Component sourcing affects longevity: electrolytic capacitors from dormant stock exhibit higher ESR, so procure fresh-date codes. Germanium devices require derating at 70% of maximum ratings to prolong lifespan; silicon equivalents demand heat management. Substitution risks arise with vintage parts–AF127 and AF239 are not pin-compatible, requiring circuit rework. Documentation should include resistance/voltage maps of each stage; automated test rigs verify functionality but overlook thermal stability issues detectable only through extended bench testing.
Step-by-Step Assembly of the 7-Component Signal Receiver
Begin by labeling all discrete parts–amplifying elements, capacitors, resistors, inductors, and the variable tuning coil–on a protoboard or etched board according to the schematic. Place the ferrite rod core horizontally near the edge of the workspace, securing it with non-conductive clamps to prevent movement. Wind the primary coil (60–80 turns of 0.2mm enameled wire) tightly around the rod, leaving 5cm leads at both ends; solder a 100pF capacitor across the coil terminals immediately to avoid stray inductance during later steps.
- Mount all seven semiconductors in DIP sockets, orienting their notched sides toward the board’s top edge. Verify base, emitter, and collector legs against datasheets before insertion.
- Arrange the IF stages in a straight line, spacing them 1.5cm apart to minimize cross-talk; connect the first two stages via a 47kΩ resistor and a 10nF coupling capacitor.
- Install the detector diode (1N34A) adjacent to the third IF stage, followed by a 1µF electrolytic capacitor to ground for audio signal extraction.

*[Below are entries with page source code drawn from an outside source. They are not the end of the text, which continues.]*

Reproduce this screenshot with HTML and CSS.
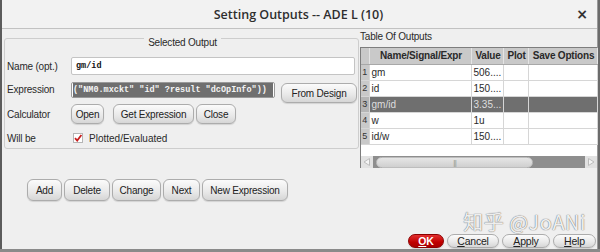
FILE: index.html
```html
<!DOCTYPE html>
<html lang="en">
  <head>
    <meta charset="UTF-8" />
    <meta name="viewport" content="width=device-width, initial-scale=1.0" />
    <title>Setting Outputs -- ADE L (10)</title>
    <link rel="stylesheet" href="styles.css">
  </head>
  <body>
    <div class="window">
      <!-- Title bar -->
      <div class="titlebar">
        <span></span>
        <span class="title">Setting Outputs -- ADE L (10)</span>
        <span class="close-btn">&times;</span>
      </div>

      <div class="content">
        <!-- Left side: selected output form -->
        <div class="left">
          <div class="group">
            <div class="group-title">Selected Output</div>

            <div class="form-row row-name">
              <label>Name (opt.)</label>
              <div class="field name-field">gm/id</div>
            </div>

            <div class="form-row row-expr">
              <label>Expression</label>
              <div class="field expr-field"><span class="selected">("NM0.mxckt" "id" ?result "dcOpInfo"))</span></div>
              <button class="btn btn-design">From Design</button>
            </div>

            <div class="form-row row-calc">
              <label>Calculator</label>
              <button class="btn btn-open">Open</button>
              <button class="btn btn-get">Get Expression</button>
              <button class="btn btn-close">Close</button>
            </div>

            <div class="form-row row-will">
              <label>Will be</label>
              <svg class="check" width="10" height="10" viewBox="0 0 10 10">
                <rect x="0.5" y="0.5" width="9" height="9" fill="#fff" stroke="#b5b5b5" />
                <path d="M2 5.2 L4.2 7.6 L8.4 2" fill="none" stroke="#c81e1e" stroke-width="1.8" />
              </svg>
              <span>Plotted/Evaluated</span>
            </div>
          </div>

          <div class="actions">
            <button class="btn act-add">Add</button>
            <button class="btn act-delete">Delete</button>
            <button class="btn act-change">Change</button>
            <button class="btn act-next">Next</button>
            <button class="btn act-new">New Expression</button>
          </div>
        </div>

        <!-- Right side: table of outputs -->
        <div class="right">
          <div class="table-title">Table Of Outputs</div>
          <div class="table-box">
            <table class="outputs">
              <thead>
                <tr>
                  <th class="num"></th>
                  <th class="c-name">Name/Signal/Expr</th>
                  <th class="c-value">Value</th>
                  <th class="c-plot">Plot</th>
                  <th class="c-save">Save Options</th>
                </tr>
              </thead>
              <tbody>
                <tr><td class="num">1</td><td>gm</td><td>506....</td><td></td><td></td></tr>
                <tr><td class="num">2</td><td>id</td><td>150....</td><td></td><td></td></tr>
                <tr class="sel-row"><td class="num">3</td><td>gm/id</td><td>3.35...</td><td></td><td></td></tr>
                <tr><td class="num">4</td><td>w</td><td>1u</td><td></td><td></td></tr>
                <tr><td class="num">5</td><td>id/w</td><td>150....</td><td></td><td></td></tr>
              </tbody>
            </table>
            <div class="table-empty"></div>
            <div class="scrollbar">
              <span class="arrow">
                <svg width="8" height="8" viewBox="0 0 8 8"><path d="M6.5 0.5 L1 4 L6.5 7.5 Z" fill="#f4f4f4" stroke="#bcbcbc" /></svg>
              </span>
              <span class="thumb"><span class="grip">|||</span></span>
              <span class="track-rest"></span>
              <span class="arrow">
                <svg width="8" height="8" viewBox="0 0 8 8"><path d="M1.5 0.5 L7 4 L1.5 7.5 Z" fill="#f4f4f4" stroke="#bcbcbc" /></svg>
              </span>
            </div>
          </div>
        </div>
      </div>

      <!-- Dialog buttons -->
      <div class="footer">
        <button class="btn btn-ok"><u>O</u>K</button>
        <button class="btn btn-cancel"><u>C</u>ancel</button>
        <button class="btn btn-apply"><u>A</u>pply</button>
        <button class="btn btn-help"><u>H</u>elp</button>
      </div>

      <div class="watermark">知乎 @JoANi</div>
    </div>
    <div class="desktop-strip"></div>
  </body>
</html>
```

FILE: styles.css
```css
/* General Styling */
* {
  margin: 0;
  padding: 0;
  box-sizing: border-box;
}

body {
  background-color: #6b6b6b;
  width: 600px;
  height: 252px;
  overflow: hidden;
  font-family: "Liberation Sans", Arial, sans-serif;
  font-size: 10px;
  color: #2a2a2a;
}

.window {
  position: relative;
  width: 598px;
  height: 249px;
  background-color: #efefef;
  border-left: 2px solid #5c5c5c;
  border-right: 1px solid #9a9a9a;
}

/* Title bar */
.titlebar {
  height: 29px;
  display: grid;
  grid-template-columns: 1fr auto 1fr;
  align-items: center;
  background-color: #f2f2f2;
  border-bottom: 1px solid #c2c2c2;
}

.title {
  font-family: "Open Sans", sans-serif;
  font-size: 12.5px;
  font-weight: 600;
  color: #2e2e2e;
  margin-left: -2px;
}

.close-btn {
  justify-self: end;
  margin-right: 9px;
  font-family: "DejaVu Sans", sans-serif;
  font-size: 14px;
  font-weight: bold;
  color: #333;
}

.content {
  display: flex;
  height: 205px;
}

/* Left column */
.left {
  width: 355px;
  margin-left: 2px;
  margin-right: 1px;
  padding-top: 9px;
}

.group {
  border: 1px solid #cdcdcd;
  border-radius: 3px;
  padding: 0 0 3px 2px;
  height: 111px;
}

.group-title {
  display: table;
  margin: -2px auto 0;
  padding: 0 4px;
  line-height: 12px;
  background-color: #efefef;
  letter-spacing: -0.2px;
}

.form-row {
  display: flex;
  align-items: center;
}

.form-row label {
  width: 64px;
  flex-shrink: 0;
  letter-spacing: -0.2px;
}

.row-name {
  margin-top: 8px;
  height: 18px;
}

.row-expr {
  margin-top: 7px;
  height: 21px;
  align-items: flex-start;
}

.row-expr label {
  line-height: 16px;
}

.row-calc {
  margin-top: 1px;
  height: 20px;
}

.row-will {
  margin-top: 7px;
  height: 14px;
}

.field {
  background-color: #fff;
  border: 1px solid #c4c4c4;
  border-radius: 2px;
  font-family: "Liberation Mono", monospace;
  font-size: 8.5px;
  font-weight: bold;
  white-space: nowrap;
  overflow: hidden;
}

.name-field {
  width: 284px;
  height: 18px;
  line-height: 16px;
  padding-left: 4px;
  color: #111;
}

.expr-field {
  width: 204px;
  height: 16px;
  line-height: 14px;
  padding-left: 1px;
  border-color: #9a9a9a;
}

.selected {
  display: block;
  background-color: #6f6f6f;
  color: #f4f4f4;
  width: 200px;
  overflow: hidden;
}

.check {
  margin-left: 2px;
  margin-right: 6px;
}

/* Buttons */
.btn {
  font-family: "Liberation Sans", Arial, sans-serif;
  font-size: 10px;
  color: #222;
  height: 20px;
  background: linear-gradient(#fbfbfb, #e8e8e8 60%, #d6d6d6);
  border: 1px solid #acacac;
  border-radius: 6px;
  box-shadow: 0 1px 1px rgba(0, 0, 0, 0.12);
  letter-spacing: -0.2px;
}

.btn-design {
  width: 76px;
  margin-left: 6px;
  margin-top: 1px;
}

.btn-open {
  width: 33px;
}

.btn-get {
  width: 81px;
  margin-left: 9px;
}

.btn-close {
  width: 40px;
  margin-left: 2px;
}

.actions {
  display: flex;
  gap: 2px;
  margin-top: 30px;
  margin-left: 23px;
}

.actions .btn {
  height: 22px;
}

.act-add { width: 35px; }
.act-delete { width: 46px; }
.act-change { width: 49px; }
.act-next { width: 37px; }
.act-new { width: 86px; }

/* Right column */
.right {
  width: 237px;
}

.table-title {
  height: 18px;
  line-height: 14px;
  padding-top: 1px;
  letter-spacing: -0.2px;
}

.table-box {
  background-color: #fff;
  border-top: 1px solid #7d7d7d;
  border-left: 1px solid #7d7d7d;
  height: 121px;
  display: flex;
  flex-direction: column;
}

.outputs {
  border-collapse: collapse;
  table-layout: fixed;
  width: 236px;
}

.outputs th,
.outputs td {
  height: 16px;
  padding: 0 0 0 2px;
  border-right: 1px solid #d6d6d6;
  border-bottom: 1px solid #d6d6d6;
  text-align: left;
  white-space: nowrap;
  overflow: hidden;
  font-weight: normal;
}

.outputs th {
  background-color: #c9c9c9;
  font-weight: bold;
  text-align: center;
  border-right-color: #e4e4e4;
  border-bottom-color: #a8a8a8;
  letter-spacing: -0.2px;
}

.outputs .num {
  width: 8px;
  padding: 0;
  text-align: center;
  background-color: #c9c9c9;
  font-size: 9px;
  color: #333;
}

.c-name { width: 102px; }
.c-value { width: 32px; }
.c-plot { width: 25px; }
.c-save { width: 69px; }

.sel-row td {
  background-color: #6f6f6f;
  color: #dedede;
}

.sel-row .num {
  background-color: #b5b5b5;
}

.table-empty {
  flex: 1;
}

.scrollbar {
  height: 12px;
  display: flex;
  align-items: center;
  background-color: #8e8e8e;
}

.arrow {
  width: 12px;
  height: 12px;
  background-color: #e2e2e2;
  display: flex;
  align-items: center;
  justify-content: center;
}

.thumb {
  width: 157px;
  height: 11px;
  margin-left: 3px;
  border-radius: 6px;
  background: linear-gradient(#e6e6e6, #cfcfcf);
  border: 1px solid #bdbdbd;
  display: flex;
  align-items: center;
  justify-content: center;
}

.grip {
  font-size: 7px;
  color: #999;
  letter-spacing: -1px;
}

.track-rest {
  flex: 1;
}

/* Footer buttons */
.footer {
  display: flex;
  justify-content: flex-end;
  gap: 3px;
  padding-right: 1px;
  height: 15px;
}

.footer .btn {
  height: 14px;
  line-height: 12px;
  border-radius: 7px;
  font-size: 10.5px;
}

.btn-ok {
  width: 36px;
  background: linear-gradient(#e23030, #c00000 60%, #a80000);
  border-color: #8c0000;
  color: #fff;
  font-weight: bold;
}

.btn-cancel { width: 52px; }
.btn-apply { width: 48px; }
.btn-help { width: 43px; }

.watermark {
  position: absolute;
  right: 11px;
  top: 207px;
  font-family: "Noto Sans CJK SC", "Liberation Sans", sans-serif;
  font-size: 20px;
  color: rgba(255, 255, 255, 0.9);
  text-shadow: 0 0 1px #777, 0 0 1px #777;
  letter-spacing: 0.5px;
}

.desktop-strip {
  height: 3px;
  background-color: #8a8a8a;
}
```
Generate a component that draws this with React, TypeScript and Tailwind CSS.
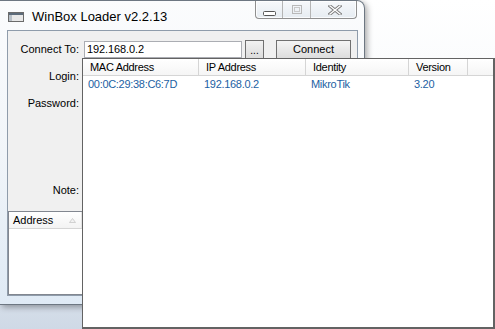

Test each segment sequentially. Apply 1.5V to the power rail; probe the output of the first amplifier with a multimeter set to 0.1V AC range while injecting a 455kHz signal at the input. Adjust the trimmer capacitor on the ferrite coil until the multimeter peaks–this fine-tunes the intermediate frequency alignment. Repeat for the remaining amplifying blocks, ensuring gain consistency across all stages before soldering the audio output section directly to an 8Ω speaker without intermediary components.